France has a special role in European debates about the Indo-Pacific because it has territories there. Why has Paris’ interest in the region grown steadily?
The focus has been on French overseas territories and its Exclusive Economic Zones – in which all countries enjoy sovereign rights to explore and use marine resources – in the Indian Ocean and the Pacific Ocean. This huge maritime space is not without disputes (such as with Madagascar and Vanuatu) and threats to French economic interests. France’s Asia policy used to be very Sino-centric and adopting an Indo-Pacific strategy was new a departure. Paris has focused on a number of key strategic partners, especially India, Australia and Japan. This is where it differs from Germany, which prefers to stress “ASEAN centrality.” What was a defense-approach to security and sovereign interest has broadened as other countries, especially the US, started to push their own Indo-Pacific strategies. Today, France has multilateralism, climate change, ocean governance on its agenda and casts itself as a “third way” between the US and China to in the region.
How did France’s approach influence the EU’s recent Indo-Pacific strategy?
France, the Netherlands and Germany, the countries with the biggest interest in the region, were able to work together and push for the EU’s Indo-Pacific strategy. It was not a given that all EU member states would be on board and there was a lot of resistance on the way, including from the Commission.

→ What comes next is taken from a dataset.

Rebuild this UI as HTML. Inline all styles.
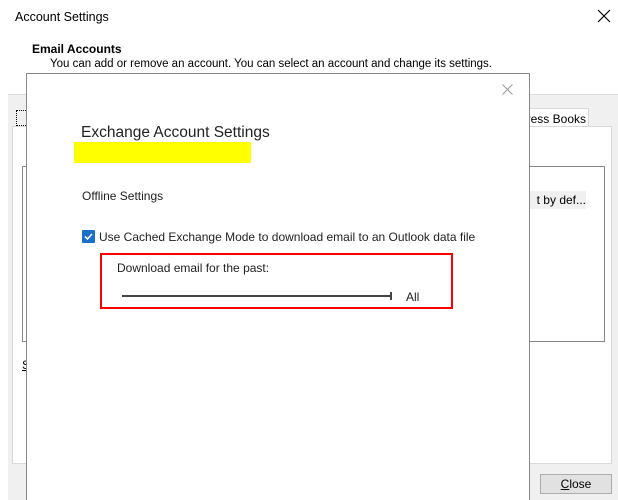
<!DOCTYPE html>
<html style="overflow:hidden;width:618px;height:500px"><head><style>
body{margin:0;width:618px;height:500px;position:relative;overflow:hidden;background:#fff;font-family:"Liberation Sans",sans-serif;color:#000}
.a{position:absolute}
.t{font-size:12px;white-space:nowrap}
</style></head><body>
<div class="a t" style="left:15px;top:10px;font-size:12.5px">Account Settings</div>
<svg class="a" style="left:597px;top:9px" width="14" height="14"><path d="M1 1L13 13M13 1L1 13" stroke="#000" stroke-width="1.2"/></svg>
<div class="a t" style="left:32px;top:42px;font-weight:bold">Email Accounts</div>
<div class="a t" style="left:50px;top:58px;font-size:11.5px">You can add or remove an account. You can select an account and change its settings.</div>
<div class="a" style="left:8px;top:94px;width:610px;height:406px;background:#f0f0f0;border-top:1px solid #ddd"></div>
<div class="a" style="left:12px;top:126px;width:598px;height:336px;background:#fff;border:1px solid #d9d9d9"></div>
<div class="a t" style="left:520px;top:108px;width:69px;height:18px;background:#fff;border:1px solid #d9d9d9;border-bottom:none;text-align:right;line-height:20px;padding-right:2px;box-sizing:border-box">ress Books</div>
<div class="a" style="left:16px;top:110px;width:12px;height:14px;border:1px dotted #000"></div>
<div class="a" style="left:22px;top:166px;width:581px;height:174px;background:#fff;border:1px solid #828790"></div>
<div class="a t" style="left:500px;top:191px;width:86px;height:18px;background:#f0f0f0;line-height:19px;text-align:right">t by def...</div>
<div class="a t" style="left:22px;top:358px"><u>S</u></div>
<div class="a t" style="left:540px;top:474px;width:72px;height:20px;background:#e1e1e1;border:1px solid #adadad;box-sizing:border-box;text-align:center;line-height:19px"><u>C</u>lose</div>
<div class="a" style="left:26px;top:73px;width:504px;height:427px;background:#fff;border:1px solid #8a8a8a;border-bottom:none;box-sizing:border-box"></div>
<svg class="a" style="left:502px;top:84px" width="11" height="11"><path d="M0.5 0.5L10.5 10.5M10.5 0.5L0.5 10.5" stroke="#999" stroke-width="1"/></svg>
<div class="a" style="left:81px;top:124px;font-size:15.5px;white-space:nowrap;color:#222">Exchange Account Settings</div>
<div class="a" style="left:74px;top:142px;width:177px;height:21px;background:#ffff00"></div>
<div class="a t" style="left:82px;top:189px;color:#222">Offline Settings</div>
<div class="a" style="left:82px;top:230px;width:13px;height:13px;background:#1a6fc9;border-radius:1px"><svg width="13" height="13"><path d="M3 6.5l2.5 2.5 4.5-5" stroke="#fff" stroke-width="1.6" fill="none"/></svg></div>
<div class="a t" style="left:99px;top:230px;color:#222">Use Cached Exchange Mode to download email to an Outlook data file</div>
<div class="a" style="left:100px;top:253px;width:353px;height:56px;border:2px solid #f00;box-sizing:border-box"></div>
<div class="a t" style="left:117px;top:261px;color:#222">Download email for the past:</div>
<div class="a" style="left:122px;top:295px;width:269px;height:2px;background:#444"></div>
<div class="a" style="left:390px;top:292px;width:2px;height:8px;background:#444"></div>
<div class="a t" style="left:406px;top:290px;color:#222">All</div>
</body></html>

So, the document that we have is the lowest common denominator and I think it reflects more the German positioning than the initial French one on maritime security and the defense of a maritime order based on international law. In fact, the common denominator approach hides the fact that there are big differences among member states about the importance of the Indo-Pacific.

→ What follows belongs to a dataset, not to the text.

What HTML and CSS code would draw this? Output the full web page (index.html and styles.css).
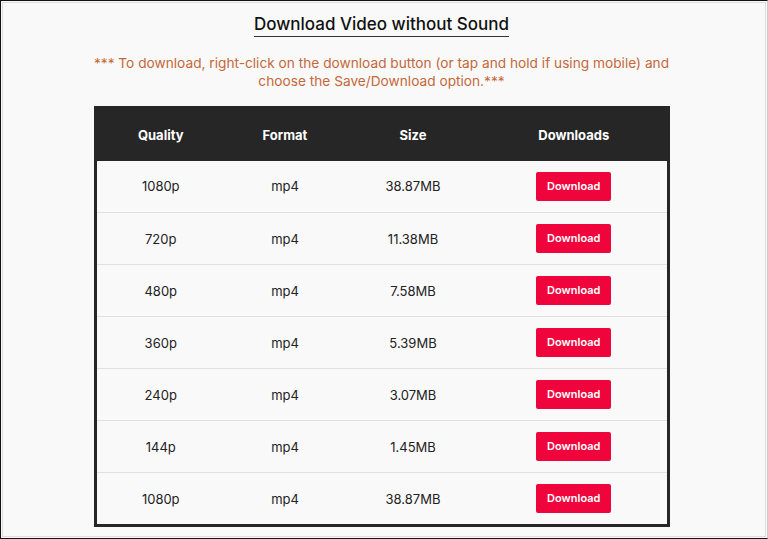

How has Paris digested Australia’s cancellation of a EUR 55 billion French submarine sale and its key role the AUKUS security deal with the US and the UK?

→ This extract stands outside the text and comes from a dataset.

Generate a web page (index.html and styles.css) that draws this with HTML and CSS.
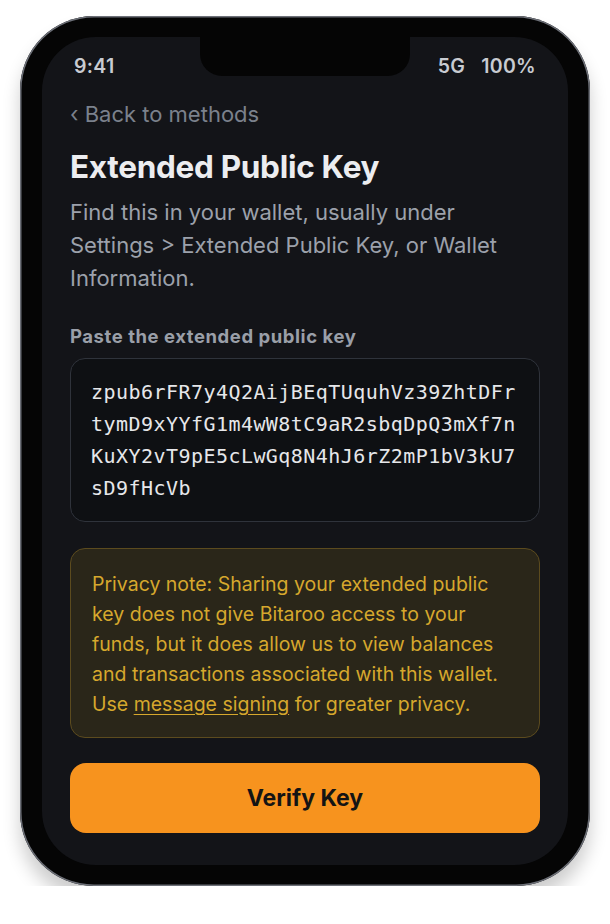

This is a blow to France’s Indo-Pacific strategy because the submarine contract was important not only for the French defense industry, but also gave a structure to French security policy engagement in the region. The deal had been described as a 50-year marriage between France and Australia in terms of their defense industries and military cooperation. So one pillar of the French engagement in the Indo-Pacific was suddenly wiped out by the AUKUS agreement. I have no doubt that France’s interest in the region and its ambition to increase the French presence there will stay. But I think the traditional focus on key partners will have to be adjusted, that is the crucial point.
Are you implying that this has led to the rise of anti-US sentiment in France?
There are voices in France calling for Paris to again to withdraw from NATO’s command structures. There are voices arguing that the French focus should be narrower and less ambitious in the Indo-Pacific and more narrowly honed on its sovereignty interests in the region. I do not think they will win the argument as it is now in the DNA of French foreign policy to diversify partnerships in the Indo-Pacific. This means AUKUS will increase the importance of India, Japan and perhaps also Indonesia to French foreign policy. When it comes to Franco-US relations, despite everything Paris has demanded from the US, I think France still has to persuade Washington that its autonomous action in the Indo-Pacific brings added value to the US strategy. If the AUKUS crisis leads to anything positive, maybe it is that the two sides address this issue – with some urgency.